[Some records]
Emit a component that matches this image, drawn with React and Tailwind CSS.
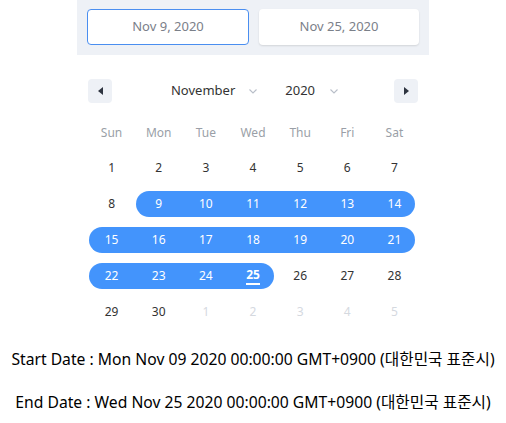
import React from "react";

const weekDays = ["Sun", "Mon", "Tue", "Wed", "Thu", "Fri", "Sat"];

const weeks = [
  [1, 2, 3, 4, 5, 6, 7],
  [8, 9, 10, 11, 12, 13, 14],
  [15, 16, 17, 18, 19, 20, 21],
  [22, 23, 24, 25, 26, 27, 28],
  [29, 30, 1, 2, 3, 4, 5],
];

const start = 9;
const end = 25;

function Chevron() {
  return (
    <svg width="12" height="12" viewBox="0 0 12 12" className="text-[#b8bec8]">
      <path d="M2.5 4.5 L6 8 L9.5 4.5" fill="none" stroke="currentColor" strokeWidth="1.1" />
    </svg>
  );
}

function Week({ days, row }) {
  const inRange = (d, i) => !(row === 4 && i > 1) && d >= start && d <= end;
  const idx = days.map((d, i) => (inRange(d, i) ? i : -1)).filter((i) => i >= 0);
  const first = idx.length ? idx[0] : -1;
  const last = idx.length ? idx[idx.length - 1] : -1;

  return (
    <div className="relative grid grid-cols-7 h-9 items-center">
      {first >= 0 && (
        <div
          className="absolute top-[5px] h-[26px] rounded-full bg-[#4394fc]"
          style={{
            left: `calc(${(first / 7) * 100}% + 1px)`,
            width: `calc(${((last - first + 1) / 7) * 100}% - 4px)`,
          }}
        />
      )}
      {days.map((d, i) => {
        const muted = row === 4 && i > 1;
        const sel = inRange(d, i);
        return (
          <div key={i} className="relative flex justify-center">
            <span
              className={
                d === end && sel
                  ? "text-white font-bold border-b-2 border-white leading-[16px]"
                  : sel
                  ? "text-white"
                  : muted
                  ? "text-[#d5d9df]"
                  : "text-[#333]"
              }
            >
              {d}
            </span>
          </div>
        );
      })}
    </div>
  );
}

export default function App() {
  return (
    <div className="w-[506px] h-[423px] bg-white font-['Noto_Sans','Noto_Sans_CJK_KR',sans-serif] flex flex-col items-center">
      <div className="w-[352px] h-[55px] bg-[#eef1f6] px-[10px] pt-[9px] flex gap-[10px]">
        <div className="flex-1 h-[36px] bg-white rounded-[4px] border border-[#4a8ef0] flex items-center justify-center text-[13px] text-[#7b8089]">
          Nov 9, 2020
        </div>
        <div className="flex-1 h-[36px] bg-white rounded-[4px] shadow-[0_1px_2px_rgba(0,0,0,0.12)] flex items-center justify-center text-[13px] text-[#7b8089]">
          Nov 25, 2020
        </div>
      </div>

      <div className="w-[352px] px-[11px] pt-[24px] text-[12px]">
        <div className="flex items-center h-[24px]">
          <div className="w-6 h-6 rounded-[4px] bg-[#eef1f6] flex items-center justify-center">
            <div className="w-0 h-0 border-y-[4px] border-y-transparent border-r-[5px] border-r-[#2e3440]" />
          </div>
          <div className="flex-1 flex items-center justify-center text-[13px] text-[#333]">
            <span className="ml-[5px]">November</span>
            <span className="ml-[12px]"><Chevron /></span>
            <span className="ml-[26px]">2020</span>
            <span className="ml-[13px]"><Chevron /></span>
          </div>
          <div className="w-6 h-6 rounded-[4px] bg-[#eef1f6] flex items-center justify-center">
            <div className="w-0 h-0 border-y-[4px] border-y-transparent border-l-[5px] border-l-[#2e3440]" />
          </div>
        </div>

        <div className="grid grid-cols-7 h-9 items-center mt-[12px] text-[#9a9fa7]">
          {weekDays.map((w) => (
            <div key={w} className="text-center">{w}</div>
          ))}
        </div>

        <div className="-mt-px">
          {weeks.map((days, r) => (
            <Week key={r} days={days} row={r} />
          ))}
        </div>
      </div>

      <div className="mt-[18px] text-[15.7px] text-black text-center leading-[22px] whitespace-nowrap">
        Start Date : Mon Nov 09 2020 00:00:00 GMT+0900 (대한민국 표준시)
      </div>
      <div className="mt-[21px] text-[15.7px] text-black text-center leading-[22px] whitespace-nowrap">
        End Date : Wed Nov 25 2020 00:00:00 GMT+0900 (대한민국 표준시)
      </div>
    </div>
  );
}
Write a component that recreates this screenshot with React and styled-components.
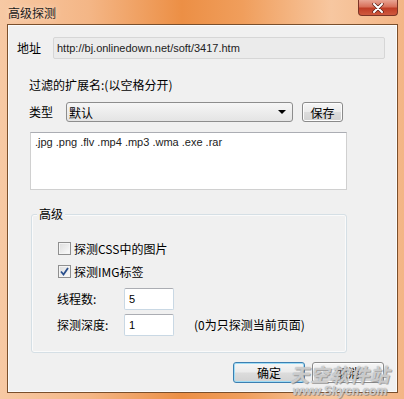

* _Prompt_
Search the records for the string "React" and return every line in which it occurs.

* _Solution to this exercise_
Emit a component that matches this image, drawn with React and Tailwind CSS.
import React from "react";
Write a component that recreates this screenshot with React and styled-components.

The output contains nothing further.